Title | Population diversity of ORFan genes in Escherichia coli. |
Publication Type | Journal Article |
Year of Publication | 2012 |
Authors | Yu, G, Stoltzfus, A |
Journal | Genome Biol Evol |
Volume | 4 |
Issue | 11 |
Pagination | 1176-87 |
Date Published | 2012 |
ISSN | 1759-6653 |
Keywords | Escherichia coli, Evolution, Molecular, Genes, Bacterial, Genetic Speciation, Genetic Variation, Genome, Bacterial, Open Reading Frames, Phylogeny, Pseudogenes, Shigella |
Abstract | The origin and evolution of "ORFans" (suspected genes without known relatives) remain unclear. Here, we take advantage of a unique opportunity to examine the population diversity of thousands of ORFans, based on a collection of 35 complete genomes of isolates of Escherichia coli and Shigella (which is included phylogenetically within E. coli). As expected from previous studies, ORFans are shorter and AT-richer in sequence than non-ORFans. We find that ORFans often are very narrowly distributed: the most common pattern is for an ORFan to be found in only one genome. We compared within-species population diversity of ORFan genes with those of two control groups of non-ORFan genes. Patterns of population variation suggest that most ORFans are not artifacts, but encode real genes whose protein-coding capacity is conserved, reflecting selection against nonsynonymous mutations. Nevertheless, nonsynonymous nucleotide diversity is higher than for non-ORFans, whereas synonymous diversity is roughly the same.
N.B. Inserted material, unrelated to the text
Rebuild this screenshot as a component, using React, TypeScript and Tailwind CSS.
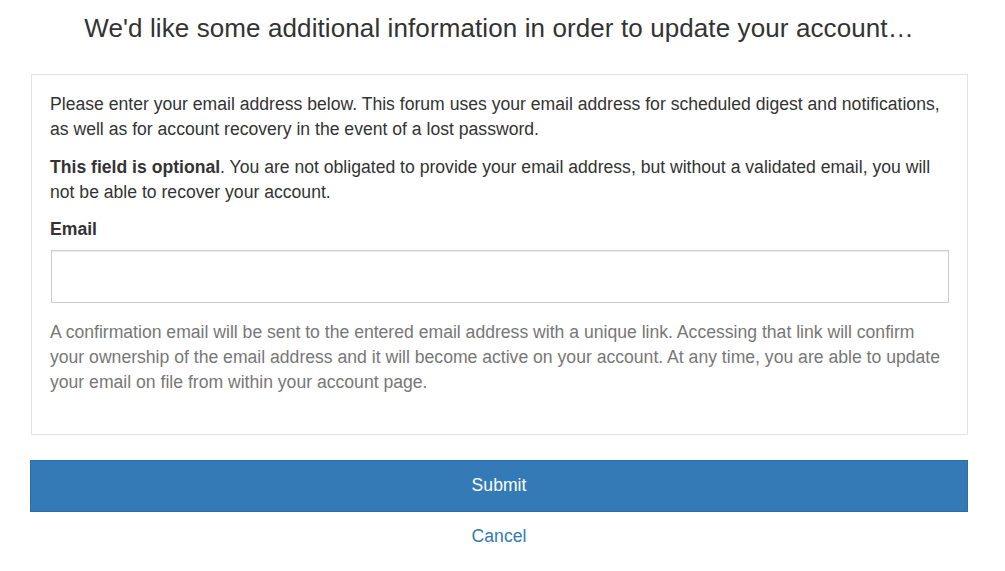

In particular, there is a several-fold excess of ORFans in the highest decile of diversity relative to controls, which might be due to weaker purifying selection, positive selection, or a subclass of ORFans that are decaying. |
DOI | 10.1093/gbe/evs081 |
Alternate Journal | Genome Biol Evol |
PubMed ID | 23034216 |
PubMed Central ID | PMC3514957 |
Grant List | GM081511 / GM / NIGMS NIH HHS / United States |